Su tutti e tre i palcoscenici, la direzione di Muti unirà l’Orchestra Giovanile Luigi Cherubini e il Coro Cremona Antiqua a musicisti giordani nel II atto da Orfeo ed Euridice di Gluck, in arie e cori dalla Norma di Bellini (fra cui “Casta diva”) e nel Canto del destino di Brahms.

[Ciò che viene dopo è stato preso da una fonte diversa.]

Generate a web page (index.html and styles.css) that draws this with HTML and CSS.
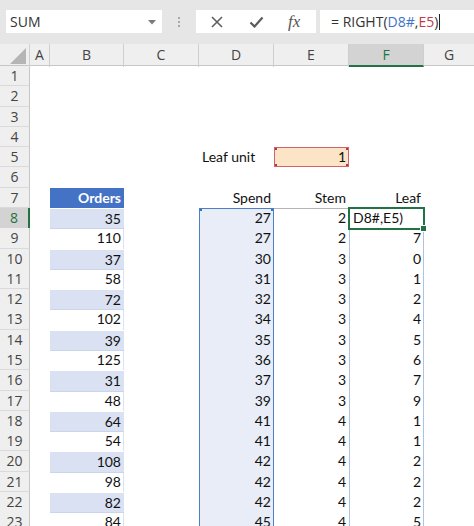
FILE: index.html
```html
<!DOCTYPE html>
<html>
<head>
<meta charset="utf-8">
<link rel="stylesheet" href="styles.css">
</head>
<body>
<div class="toolbar">
  <div class="namebox"><span>SUM</span><svg class="caret" width="8" height="5" viewBox="0 0 8 5"><path d="M0 0H8L4 4.5Z" fill="#7a7a7a"/></svg></div>
  <div class="grip"><i></i><i></i><i></i></div>
  <div class="btns">
    <svg class="ico-x" width="12" height="12" viewBox="0 0 12 12"><path d="M1 1L11 11M11 1L1 11" stroke="#5a5a5a" stroke-width="1.5" fill="none"/></svg>
    <svg class="ico-ok" width="15" height="12" viewBox="0 0 15 12"><path d="M1.5 6.5L5.5 10.5L13.5 1.5" stroke="#5a5a5a" stroke-width="2.2" fill="none"/></svg>
    <span class="fx">fx</span>
  </div>
  <div class="formula">= RIGHT(<span class="ref-d">D8#</span>,<span class="ref-e">E5</span>)<span class="cursor"></span></div>
</div>
<div class="sheet">
  <div class="r hdr"><div class="corner"></div><div class="ch">A</div><div class="ch">B</div><div class="ch">C</div><div class="ch">D</div><div class="ch">E</div><div class="ch sel">F</div><div class="ch last">G</div></div>
  <div class="r"><div class="rh">1</div></div>
  <div class="r"><div class="rh">2</div></div>
  <div class="r"><div class="rh">3</div></div>
  <div class="r"><div class="rh">4</div></div>
  <div class="r"><div class="rh">5</div><div></div><div></div><div></div><div class="c lbl">Leaf unit</div><div class="c unit">1</div></div>
  <div class="r"><div class="rh">6</div></div>
  <div class="r"><div class="rh">7</div><div></div><div class="c oh">Orders</div><div></div><div class="c">Spend</div><div class="c">Stem</div><div class="c">Leaf</div></div>
  <div class="r"><div class="rh sel">8</div><div></div><div class="c ob">35</div><div></div><div class="c sp top">27</div><div class="c e8">2</div><div class="c act">D8#,E5)</div></div>
  <div class="r"><div class="rh">9</div><div></div><div class="c ow">110</div><div></div><div class="c sp">27</div><div class="c">2</div><div class="c lf">7</div></div>
  <div class="r"><div class="rh">10</div><div></div><div class="c ob">37</div><div></div><div class="c sp">30</div><div class="c">3</div><div class="c lf">0</div></div>
  <div class="r"><div class="rh">11</div><div></div><div class="c ow">58</div><div></div><div class="c sp">31</div><div class="c">3</div><div class="c lf">1</div></div>
  <div class="r"><div class="rh">12</div><div></div><div class="c ob">72</div><div></div><div class="c sp">32</div><div class="c">3</div><div class="c lf">2</div></div>
  <div class="r"><div class="rh">13</div><div></div><div class="c ow">102</div><div></div><div class="c sp">34</div><div class="c">3</div><div class="c lf">4</div></div>
  <div class="r"><div class="rh">14</div><div></div><div class="c ob">39</div><div></div><div class="c sp">35</div><div class="c">3</div><div class="c lf">5</div></div>
  <div class="r"><div class="rh">15</div><div></div><div class="c ow">125</div><div></div><div class="c sp">36</div><div class="c">3</div><div class="c lf">6</div></div>
  <div class="r"><div class="rh">16</div><div></div><div class="c ob">31</div><div></div><div class="c sp">37</div><div class="c">3</div><div class="c lf">7</div></div>
  <div class="r"><div class="rh">17</div><div></div><div class="c ow">48</div><div></div><div class="c sp">39</div><div class="c">3</div><div class="c lf">9</div></div>
  <div class="r"><div class="rh">18</div><div></div><div class="c ob">64</div><div></div><div class="c sp">41</div><div class="c">4</div><div class="c lf">1</div></div>
  <div class="r"><div class="rh">19</div><div></div><div class="c ow">54</div><div></div><div class="c sp">41</div><div class="c">4</div><div class="c lf">1</div></div>
  <div class="r"><div class="rh">20</div><div></div><div class="c ob">108</div><div></div><div class="c sp">42</div><div class="c">4</div><div class="c lf">2</div></div>
  <div class="r"><div class="rh">21</div><div></div><div class="c ow">98</div><div></div><div class="c sp">42</div><div class="c">4</div><div class="c lf">2</div></div>
  <div class="r"><div class="rh">22</div><div></div><div class="c ob">82</div><div></div><div class="c sp">42</div><div class="c">4</div><div class="c lf">2</div></div>
  <div class="r"><div class="rh">23</div><div></div><div class="c ow">84</div><div></div><div class="c sp">45</div><div class="c">4</div><div class="c lf">5</div></div>
</div>
</body>
</html>
```
FILE: styles.css
```css
* { box-sizing: border-box; }
html, body { margin: 0; padding: 0; }
body {
  width: 474px;
  height: 526px;
  overflow: hidden;
  background: #ffffff;
  font-family: "Open Sans", "Noto Sans", sans-serif;
}

/* formula bar */
.toolbar {
  height: 44px;
  background: #e6e6e6;
  display: flex;
  align-items: flex-start;
  padding: 10px 0 0 6px;
}
.namebox {
  width: 156px;
  height: 23px;
  background: #fff;
  display: flex;
  align-items: center;
  justify-content: space-between;
  padding: 0 6px 0 4px;
  font-size: 14px;
  color: #333;
}
.caret { margin-top: 1px; }
.grip {
  width: 34px;
  height: 23px;
  display: flex;
  flex-direction: column;
  align-items: center;
  justify-content: center;
  gap: 2px;
}
.grip i {
  display: block;
  width: 2px;
  height: 2px;
  background: #a8a8a8;
}
.btns {
  width: 120px;
  height: 23px;
  background: #fff;
  display: flex;
  align-items: center;
  padding-left: 15px;
}
.ico-ok { margin-left: 26px; }
.fx {
  margin-left: 24px;
  font-family: "Liberation Serif", "DejaVu Serif", serif;
  font-style: italic;
  font-size: 17px;
  color: #555;
  line-height: 1;
}
.formula {
  flex: 1;
  margin-left: 4px;
  height: 23px;
  background: #fff;
  padding-left: 11px;
  font-size: 14px;
  line-height: 23px;
  color: #333;
  white-space: nowrap;
  display: flex;
  align-items: center;
}
.ref-d { color: #3c74c8; }
.ref-e { color: #c23a48; }
.cursor {
  display: inline-block;
  width: 1px;
  height: 16px;
  background: #222;
  margin-left: 1px;
}

/* sheet */
.r {
  display: grid;
  grid-template-columns: 30px 20px 74px 75px 75px 75px 75px 1fr;
  height: 20.29px;
}
.hdr {
  height: 22px;
  background: #efefef;
  border-bottom: 1px solid #c6c6c6;
}
.corner {
  position: relative;
  border-right: 1px solid #d0d0d0;
}
.corner::after {
  content: "";
  position: absolute;
  right: 3px;
  bottom: 3px;
  width: 0;
  height: 0;
  border-left: 16px solid transparent;
  border-bottom: 16px solid #b5b5b5;
}
.ch {
  text-align: center;
  font-size: 14px;
  line-height: 21px;
  color: #444;
  border-right: 1px solid #cfcfcf;
}
.ch.last { border-right: 0; }
.ch.sel {
  background: #d3d3d3;
  color: #217346;
  border-bottom: 2px solid #217346;
}
.rh {
  background: #efefef;
  border-bottom: 1px solid #dadada;
  border-right: 1px solid #c6c6c6;
  text-align: center;
  font-size: 14px;
  line-height: 19px;
  color: #444;
}
.rh.sel {
  background: #d3d3d3;
  color: #217346;
  border-right: 2px solid #217346;
}

.c {
  font-family: "Lato", "Open Sans", sans-serif;
  font-size: 14px;
  font-variant-numeric: tabular-nums;
  line-height: 20px;
  color: #111;
  text-align: right;
  padding: 0 3px;
  white-space: nowrap;
}
.lbl { text-align: left; }
.unit {
  background:
    linear-gradient(#c0303c, #c0303c) left top / 3px 3px no-repeat,
    linear-gradient(#c0303c, #c0303c) right top / 3px 3px no-repeat,
    linear-gradient(#c0303c, #c0303c) left bottom / 3px 3px no-repeat,
    linear-gradient(#c0303c, #c0303c) right bottom / 3px 3px no-repeat,
    #fce4c6;
  box-shadow: inset 0 0 0 1px #d2616b;
}
.oh {
  background: #4472c4;
  color: #fff;
  font-weight: bold;
}
.ob {
  background: #d9e1f2;
  border-top: 1px solid #fff;
}
.ow {
  background: #fff;
  box-shadow: inset 0 1px #c9d5ec, inset -1px 0 #d9e1f2;
}
.sp {
  background: #e8edf7;
  box-shadow: inset 1px 0 #4d7ec8, inset -1px 0 #4d7ec8;
}
.sp.top {
  background:
    linear-gradient(#3a6fc0, #3a6fc0) left top / 3px 3px no-repeat,
    linear-gradient(#3a6fc0, #3a6fc0) right top / 3px 3px no-repeat,
    #e8edf7;
  box-shadow: inset 1px 0 #4d7ec8, inset -1px 0 #4d7ec8, inset 0 1px #4d7ec8;
}
.e8 { box-shadow: inset 0 1px #b5b5b5; }
.lf { box-shadow: inset 1px 0 #aec3e4, inset -1px 0 #aec3e4; }
.act {
  position: relative;
  text-align: left;
  padding-left: 4px;
}
.act::before {
  content: "";
  position: absolute;
  left: -1px;
  top: -1px;
  right: -1px;
  bottom: -1px;
  border: 2px solid #217346;
}
.act::after {
  content: "";
  position: absolute;
  right: -3px;
  bottom: -3px;
  width: 5px;
  height: 5px;
  background: #217346;
  border: 1px solid #fff;
}
```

lo Schicksalslied op. 54 che Brahms modellò sui versi di Hölderlin era stato parte del programma dell’ormai storico primo concerto dell’Amicizia a Sarajevo e sarà riproposto quest’anno. Meditazione sul destino dell’uomo, sul rapporto con il divino e sul mistero della morte, il Canto del destino è il dubbio insolubile che si fa musica. Lo stesso dubbio che nella partitura dell’Orfeo ed Euridice di Gluck, per la quale sarà in scena anche il controtenore Filippo Mineccia, il protagonista prova a sciogliere, sfidando le Furie e varcando il confine oltre la morte per riportare a sé l’amata; lo stesso dubbio che attraversa la preghiera di Norma alla luna, la sua invocazione alla pace, nell’opera di Bellini (per la quale sono coinvolti il soprano Monica Conesa e il basso Riccardo Zanellato). Una risposta si leva forse nell’estatica luce che chiude il canto di Brahms, quasi un messaggio di redenzione e di speranza.